= EXERCISE MATERIAL =
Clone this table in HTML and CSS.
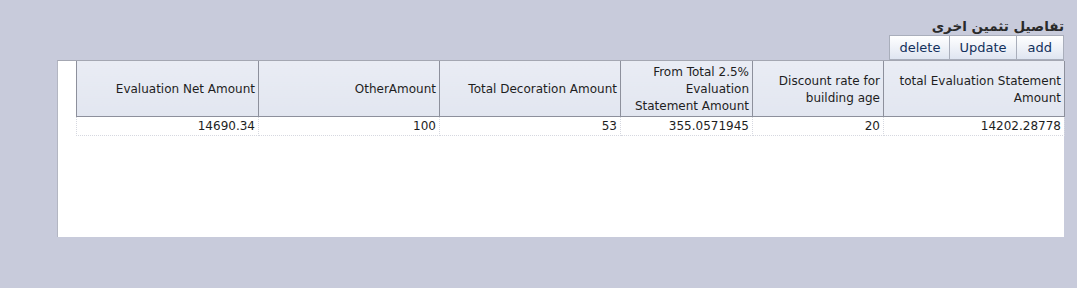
--
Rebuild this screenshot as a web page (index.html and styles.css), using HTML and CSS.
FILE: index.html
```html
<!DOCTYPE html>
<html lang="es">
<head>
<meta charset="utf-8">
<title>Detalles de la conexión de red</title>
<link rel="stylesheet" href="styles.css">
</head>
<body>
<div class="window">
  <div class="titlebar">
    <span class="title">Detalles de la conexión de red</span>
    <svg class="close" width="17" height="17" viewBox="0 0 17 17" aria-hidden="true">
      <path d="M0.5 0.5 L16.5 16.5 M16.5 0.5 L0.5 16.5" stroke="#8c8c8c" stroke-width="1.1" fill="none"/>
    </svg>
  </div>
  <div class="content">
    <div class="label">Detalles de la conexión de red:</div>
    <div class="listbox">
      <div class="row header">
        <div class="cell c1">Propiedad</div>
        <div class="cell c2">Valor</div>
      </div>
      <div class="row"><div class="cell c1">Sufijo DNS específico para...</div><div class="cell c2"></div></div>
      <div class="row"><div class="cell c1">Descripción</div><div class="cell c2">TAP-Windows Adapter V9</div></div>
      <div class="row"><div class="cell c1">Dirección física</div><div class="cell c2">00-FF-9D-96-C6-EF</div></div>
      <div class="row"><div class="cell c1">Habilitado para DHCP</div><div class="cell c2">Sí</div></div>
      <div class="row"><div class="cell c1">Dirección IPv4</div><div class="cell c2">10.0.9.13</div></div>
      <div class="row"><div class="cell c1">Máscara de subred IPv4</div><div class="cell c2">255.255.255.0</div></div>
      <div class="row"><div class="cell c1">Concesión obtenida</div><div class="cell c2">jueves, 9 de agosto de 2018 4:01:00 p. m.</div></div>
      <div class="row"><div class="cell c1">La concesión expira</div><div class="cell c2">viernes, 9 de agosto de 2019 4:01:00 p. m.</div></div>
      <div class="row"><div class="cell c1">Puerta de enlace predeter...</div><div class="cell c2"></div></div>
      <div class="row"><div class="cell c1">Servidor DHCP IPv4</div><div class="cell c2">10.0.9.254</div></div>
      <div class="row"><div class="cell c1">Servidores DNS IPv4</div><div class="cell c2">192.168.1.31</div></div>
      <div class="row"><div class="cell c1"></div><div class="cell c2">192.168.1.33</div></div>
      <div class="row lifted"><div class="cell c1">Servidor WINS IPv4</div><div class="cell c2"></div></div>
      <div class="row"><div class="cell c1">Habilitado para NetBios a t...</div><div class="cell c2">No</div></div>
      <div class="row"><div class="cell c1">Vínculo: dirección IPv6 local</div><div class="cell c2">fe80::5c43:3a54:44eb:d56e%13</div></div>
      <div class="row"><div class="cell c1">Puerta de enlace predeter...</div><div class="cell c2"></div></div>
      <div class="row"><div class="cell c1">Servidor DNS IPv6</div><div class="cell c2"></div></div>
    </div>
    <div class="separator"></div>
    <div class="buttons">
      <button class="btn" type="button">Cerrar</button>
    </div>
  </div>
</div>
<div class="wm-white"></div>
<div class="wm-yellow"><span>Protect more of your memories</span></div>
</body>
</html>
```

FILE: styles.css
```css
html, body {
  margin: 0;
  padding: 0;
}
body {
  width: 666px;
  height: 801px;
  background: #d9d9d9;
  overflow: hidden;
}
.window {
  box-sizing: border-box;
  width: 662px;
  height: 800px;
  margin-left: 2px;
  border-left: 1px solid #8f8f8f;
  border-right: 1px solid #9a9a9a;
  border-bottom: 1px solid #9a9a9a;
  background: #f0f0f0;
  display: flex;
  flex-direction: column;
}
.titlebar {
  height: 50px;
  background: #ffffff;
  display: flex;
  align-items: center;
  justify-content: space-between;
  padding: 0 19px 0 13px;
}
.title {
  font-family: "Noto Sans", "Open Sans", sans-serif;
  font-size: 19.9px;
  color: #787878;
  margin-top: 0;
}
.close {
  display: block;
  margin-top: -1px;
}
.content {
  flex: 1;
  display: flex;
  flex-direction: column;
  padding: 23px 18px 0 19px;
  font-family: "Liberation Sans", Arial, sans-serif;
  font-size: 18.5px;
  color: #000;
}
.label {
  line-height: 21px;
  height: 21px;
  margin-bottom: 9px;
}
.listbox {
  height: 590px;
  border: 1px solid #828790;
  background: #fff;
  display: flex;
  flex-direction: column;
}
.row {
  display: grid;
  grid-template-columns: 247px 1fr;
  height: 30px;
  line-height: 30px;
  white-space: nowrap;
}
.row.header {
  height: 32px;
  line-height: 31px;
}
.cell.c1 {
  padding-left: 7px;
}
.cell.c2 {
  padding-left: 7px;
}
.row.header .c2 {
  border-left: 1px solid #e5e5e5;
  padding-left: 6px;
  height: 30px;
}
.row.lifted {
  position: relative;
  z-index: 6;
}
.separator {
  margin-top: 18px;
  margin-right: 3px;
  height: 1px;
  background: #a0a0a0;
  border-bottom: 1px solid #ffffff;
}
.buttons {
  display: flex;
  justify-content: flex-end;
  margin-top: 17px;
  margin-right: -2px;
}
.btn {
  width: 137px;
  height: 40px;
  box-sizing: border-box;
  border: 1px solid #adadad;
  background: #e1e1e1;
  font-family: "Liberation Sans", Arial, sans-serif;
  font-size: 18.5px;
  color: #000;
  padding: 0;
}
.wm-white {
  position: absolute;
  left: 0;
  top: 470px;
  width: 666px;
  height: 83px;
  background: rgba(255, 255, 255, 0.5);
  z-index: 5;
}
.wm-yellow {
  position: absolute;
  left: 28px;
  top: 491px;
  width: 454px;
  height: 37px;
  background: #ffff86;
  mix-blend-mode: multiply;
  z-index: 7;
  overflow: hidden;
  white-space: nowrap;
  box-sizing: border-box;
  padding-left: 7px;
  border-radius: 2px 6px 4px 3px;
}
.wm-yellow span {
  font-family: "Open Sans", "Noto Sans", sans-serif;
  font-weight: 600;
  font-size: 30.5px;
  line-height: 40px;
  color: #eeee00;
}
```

= STATED EXERCISE =
Your task is to gather every line with the word "this" and copy it.

= FINISHED EXERCISE =
Clone this table in HTML and CSS.
Rebuild this screenshot as a web page (index.html and styles.css), using HTML and CSS.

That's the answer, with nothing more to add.